Thursday, August 20, 2009
So are the world's religious traditions — which define and shape the fundamental mythologies humans live by — a help or a hindrance in the fight to save the Earth? Two prominent scholars, who have studied the subject in depth, have different views. John Grim, co-coordinator of Yale University's Forum on Religion and Ecology, is optimistic. Bron Taylor, editor of the Encyclopedia of Religion and Nature and a professor of environmental studies at the University of Florida, is considerably less so.There are two major points I want to make out of this. In the first pace, you can be assured that a "movement" is becoming a religion when it decides to attack religion.
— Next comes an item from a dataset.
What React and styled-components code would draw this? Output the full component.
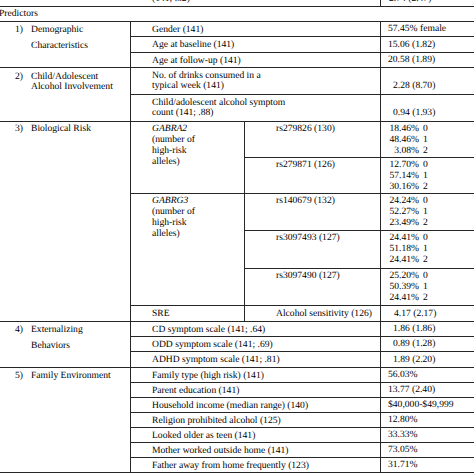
import React from 'react';
import styled, { createGlobalStyle } from 'styled-components';

const RULE = '1px solid #262626';

const Global = createGlobalStyle`
  html, body { margin: 0; padding: 0; background: #fff; }
  body {
    font-family: "Liberation Serif", "Times New Roman", Tinos, serif;
    font-size: 9.6px;
    color: #000;
    text-rendering: geometricPrecision;
  }
  * { box-sizing: border-box; }
`;

const Page = styled.div`
  width: 474px;
  height: 474px;
  overflow: hidden;
  background: #fff;
`;

const Frag = styled.div`
  display: flex;
  height: 7px;
  overflow: hidden;
  border-bottom: ${RULE};
`;

const FragLabel = styled.div`
  flex: 0 0 380px;
  padding-left: 152px;
  line-height: 10px;
  margin-top: -6px;
`;

const FragValue = styled.div`
  flex: 1;
  border-left: ${RULE};
  padding-left: 8px;
  line-height: 10px;
  margin-top: -6px;
  height: 16px;
`;

const SectionRow = styled.div`
  height: 15px;
  line-height: 14px;
  border-bottom: ${RULE};
  margin-left: -1px;
`;

const Category = styled.div`
  display: flex;
`;

const LeftCell = styled.div`
  flex: 0 0 130px;
  display: flex;
  align-items: flex-start;
  border-bottom: ${RULE};
  padding-top: ${(p) => p.$pt || 0}px;
  line-height: ${(p) => p.$lh}px;
`;

const Num = styled.span`
  flex: 0 0 23px;
  text-align: right;
`;

const CatLabel = styled.span`
  padding-left: 8px;
`;

const RightCol = styled.div`
  flex: 1;
  display: flex;
  flex-direction: column;
  border-left: ${RULE};
`;

const Row = styled.div`
  display: flex;
  height: ${(p) => p.$h}px;
  border-bottom: ${RULE};
`;

const WideCell = styled.div`
  flex: 0 0 249px;
  padding-left: 21px;
  display: flex;
  align-items: ${(p) => (p.$multi ? 'flex-start' : 'center')};
  padding-top: ${(p) => (p.$multi ? 3 : 0)}px;
  line-height: ${(p) => (p.$multi ? '10px' : 'normal')};
  white-space: nowrap;
`;

const Value = styled.div`
  flex: 1;
  border-left: ${RULE};
  padding-left: ${(p) => p.$pad || 7}px;
  display: flex;
  align-items: ${(p) => (p.$bottom ? 'flex-end' : 'center')};
  padding-bottom: ${(p) => (p.$bottom ? 3 : 0)}px;
  line-height: 10px;
  white-space: nowrap;
`;

const GeneBlock = styled.div`
  display: flex;
  border-bottom: ${RULE};
`;

const GeneCell = styled.div`
  flex: 0 0 113px;
  padding-left: 21px;
  padding-top: 1px;
  line-height: 11px;
`;

const GeneName = styled.i`
  font-style: italic;
`;

const RsList = styled.div`
  flex: 1;
  display: flex;
  flex-direction: column;
`;

const RsRow = styled.div`
  display: flex;
  height: ${(p) => p.$h}px;
  border-bottom: ${(p) => (p.$last ? 'none' : RULE)};
`;

const RsCell = styled.div`
  flex: 0 0 136px;
  border-left: ${RULE};
  padding-left: 31px;
  padding-top: ${(p) => (p.$center ? 0 : 1)}px;
  line-height: 11px;
  display: flex;
  align-items: ${(p) => (p.$center ? 'center' : 'flex-start')};
  white-space: nowrap;
`;

const Dist = styled.div`
  flex: 1;
  border-left: ${RULE};
  padding-left: 8px;
  padding-top: 1px;
  line-height: 11px;
  white-space: nowrap;
`;

const Pct = styled.span`
  display: inline-block;
  width: 30px;
  text-align: right;
`;

const Allele = styled.span`
  margin-left: 4px;
`;

const SmallCell = styled.div`
  flex: 0 0 113px;
  padding-left: 21px;
  display: flex;
  align-items: center;
`;

const simpleRows1 = [
  ['Gender (141)', '57.45% female', 15, 7],
  ['Age at baseline (141)', '15.06 (1.82)', 16, 7],
  ['Age at follow-up (141)', '20.58 (1.89)', 15, 7],
];

const rows4 = [
  ['CD symptom scale (141; .64)', '1.86 (1.86)', 15],
  ['ODD symptom scale (141; .69)', '0.89 (1.28)', 15],
  ['ADHD symptom scale (141; .81)', '1.89 (2.20)', 16],
];

const rows5 = [
  ['Family type (high risk) (141)', '56.03%'],
  ['Parent education (141)', '13.77 (2.40)'],
  ['Household income (median range) (140)', '$40,000-$49,999'],
  ['Religion prohibited alcohol (125)', '12.80%'],
  ['Looked older as teen (141)', '33.33%'],
  ['Mother worked outside home (141)', '73.05%'],
  ['Father away from home frequently (123)', '31.71%'],
];

const genes = [
  {
    name: 'GABRA2',
    snps: [
      ['rs279826 (130)', ['18.46%', '48.46%', '3.08%'], 36],
      ['rs279871 (126)', ['12.70%', '57.14%', '30.16%'], 36],
    ],
  },
  {
    name: 'GABRG3',
    snps: [
      ['rs140679 (132)', ['24.24%', '52.27%', '23.49%'], 37],
      ['rs3097493 (127)', ['24.41%', '51.18%', '24.41%'], 38],
      ['rs3097490 (127)', ['25.20%', '50.39%', '24.41%'], 37],
    ],
  },
];

function Distribution({ values }) {
  return (
    <Dist>
      {values.map((v, i) => (
        <div key={i}>
          <Pct>{v}</Pct>
          <Allele>{i}</Allele>
        </div>
      ))}
    </Dist>
  );
}

export default function App() {
  return (
    <Page>
      <Global />
      <Frag>
        <FragLabel>(141; .82)</FragLabel>
        <FragValue>2.74 (2.47)</FragValue>
      </Frag>
      <SectionRow>Predictors</SectionRow>

      <Category>
        <LeftCell $lh={15.5}>
          <Num>1)</Num>
          <CatLabel>
            Demographic
            <br />
            Characteristics
          </CatLabel>
        </LeftCell>
        <RightCol>
          {simpleRows1.map(([l, v, h, pad]) => (
            <Row key={l} $h={h}>
              <WideCell>{l}</WideCell>
              <Value $pad={pad}>{v}</Value>
            </Row>
          ))}
        </RightCol>
      </Category>

      <Category>
        <LeftCell $lh={10} $pt={4}>
          <Num>2)</Num>
          <CatLabel>
            Child/Adolescent
            <br />
            Alcohol Involvement
          </CatLabel>
        </LeftCell>
        <RightCol>
          <Row $h={27}>
            <WideCell $multi>
              <span>
                No. of drinks consumed in a
                <br />
                typical week (141)
              </span>
            </WideCell>
            <Value $pad={12} $bottom>
              2.28 (8.70)
            </Value>
          </Row>
          <Row $h={27}>
            <WideCell $multi>
              <span>
                Child/adolescent alcohol symptom
                <br />
                count (141; .88)
              </span>
            </WideCell>
            <Value $pad={12} $bottom>
              0.94 (1.93)
            </Value>
          </Row>
        </RightCol>
      </Category>

      <Category>
        <LeftCell $lh={11} $pt={1}>
          <Num>3)</Num>
          <CatLabel>Biological Risk</CatLabel>
        </LeftCell>
        <RightCol>
          {genes.map((g) => (
            <GeneBlock key={g.name}>
              <GeneCell>
                <GeneName>{g.name}</GeneName>
                <br />
                (number of
                <br />
                high-risk
                <br />
                alleles)
              </GeneCell>
              <RsList>
                {g.snps.map(([rs, vals, h], i) => (
                  <RsRow key={rs} $h={i === g.snps.length - 1 ? h - 1 : h} $last={i === g.snps.length - 1}>
                    <RsCell>{rs}</RsCell>
                    <Distribution values={vals} />
                  </RsRow>
                ))}
              </RsList>
            </GeneBlock>
          ))}
          <Row $h={16}>
            <SmallCell>SRE</SmallCell>
            <RsCell $center>Alcohol sensitivity (126)</RsCell>
            <Value $pad={13}>4.17 (2.17)</Value>
          </Row>
        </RightCol>
      </Category>

      <Category>
        <LeftCell $lh={15.5}>
          <Num>4)</Num>
          <CatLabel>
            Externalizing
            <br />
            Behaviors
          </CatLabel>
        </LeftCell>
        <RightCol>
          {rows4.map(([l, v, h]) => (
            <Row key={l} $h={h}>
              <WideCell>{l}</WideCell>
              <Value $pad={12}>{v}</Value>
            </Row>
          ))}
        </RightCol>
      </Category>

      <Category>
        <LeftCell $lh={15}>
          <Num>5)</Num>
          <CatLabel>Family Environment</CatLabel>
        </LeftCell>
        <RightCol>
          {rows5.map(([l, v]) => (
            <Row key={l} $h={15}>
              <WideCell>{l}</WideCell>
              <Value $pad={7}>{v}</Value>
            </Row>
          ))}
        </RightCol>
      </Category>
    </Page>
  );
}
"Individuals who have been working with environmental issues for decades — both scientists and those working at it from a policy angle — are asking why we haven't seen a transformation in the larger populace," Grim said. "Although people identify themselves as environmentally concerned, this often doesn't show up (in changed behavior such as) reduced consumption or energy use. Some deeper motivation is needed to make the turn. Religions can play a role in terms of this transformation of consciousness."
“There is reason to believe that religion is a significant and negative variable contributing to the degradation of ecosystems globally," said Taylor. "I'm as yet unconvinced that these traditions can be changed enough, and rapidly enough, to ameliorate the current rapid decline in the genetic and species variety of the planet."
The underlying issue was probably best defined by poet and essayist Robert Bly, who has been writing about man's ravenous relationship with the environment for decades. "We're still living a mythology of abundance," he said in a recent interview. "Now it turns out we have found out the limits of the world's resources, so we need a different mythology — a mythology of preservation."
That will require the major faith traditions to shift their focus, at least in part, from the hereafter to the here-and-now. The notion that man is uniquely made in God's image and thus set apart from nature will have to be abandoned. For all its disputes with Darwinism, religion will have to evolve.
One tends to attack their competitors. So, either religion is less than religion, or these particular environmentalists are starting to think of themselves in religious terms. Now, in this case, it seems obvious, simply by the language they are using that it is the later. And what is truly dastardly is what a very low view they have of religion. It is a means to an end with no real value of its own.
Which brings me to the second point. Consider this phrase: "...a mythology of abundance...." It is not a mythology, it is a faith and it is not a faith in the things of this world, but a faith in things eternal. And the approach taken by this article sounds a deep warning for those that seek environmental action from religion motivation. Because of the philosophy sounded here strikes me a bit like a single man walking around trying to "witness" to prostitutes. It is ministry with a terrible and strong temptation attached.
There is little question I seek to be a good steward of the environment, it is how I make my living. But as Christians we need to find a very unique paradigm for how we go about it. The common understanding of environmental action is simply too deeply inculcated with this kind of quasi-religious, no hope sort of thought to every be adequate for a God-motivated approach to creation stewardship.
I'm not at all sure we have even figured out, or can for that matter, what is good and bad - At least on the large scale. (I think we can agree that litter is bad and putting poison into the water is too!) I think Christians needs to tread lightly and slowly here else we find ourselves in territory we never intended to tread.